We must poke little Pami.

9

Pami lunged upright out of sleep, staring at the window, terror in her heart, the taste of vomit in her throat. Dim amber illumination from a distant streetlight defined the open glassless rectangle of window, indicated the shape of the canvas cot and metal bureau crammed into this narrow closet of a room, but those weren’t what Pami saw What Pami saw, though now she was awake and her eyes were open, was the nightmare.

Her right arm ached with the tension of slashing at the dream shark; her belly was cramped from the horror of those shark teeth grinding through her middle. The drowning water, heavy and dark as blood, still lay on her face, bearing her down. Her heart pounded, bile moved in her throat, her nerves all jumped and trembled as though she’d just been electrocuted.

The shark dream wasn’t the only violent phantasm to destroy her nights since the murder of the Danish man, it was merely the one most often repeated. But there was also the dream in which she chopped off her mother’s breasts and ate them, her nose filling with blood and milk. And the one where biting ants covered her body, crawling into her nose and ears and all her body openings, red ants, biting, stinging, drawing blood, a blanket of swarming red ants eating her as she ran...

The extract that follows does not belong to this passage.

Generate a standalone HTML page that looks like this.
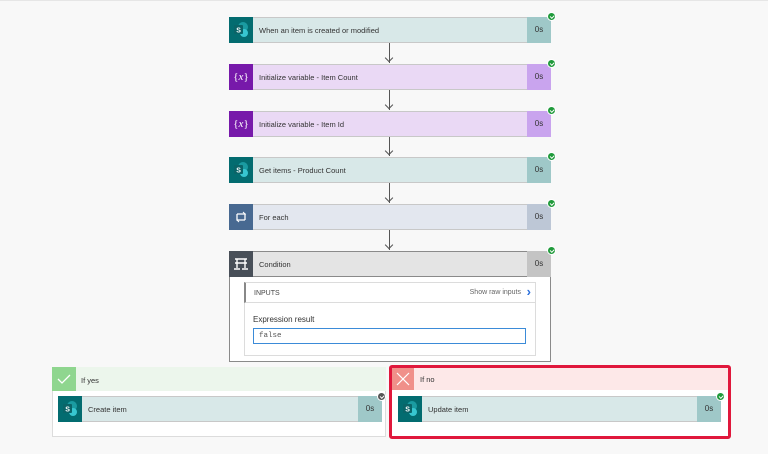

There was no movement of air in the hot night. The room smelled like blood, like the Danish man’s hotel room. Trembling, her movements exaggerated and uncoordinated, Pami pushed away her single sheet and clambered from the cot to lean out the window in search of air. But there was no air. The hot night of Nairobi lay against her face like the blood/water of the dream, a palpable presence. She looked up at the starless black sky, clouded over and oppressive, then down at the narrow dirty lane two flights below. The streetlight was at the corner with the main road, four buildings away, and not much of its light made it through the trees down there. Nothing seemed to move in the lane.

Pami backed from the window and sat on the cot, trying to force herself to be calm. No matter how many times the dreams came at her, no matter how often the same ones repeated, they still terrified her, the effects still lasted for hours, they still destroyed sleep. This can’t go on like this, she thought. I have to sleep.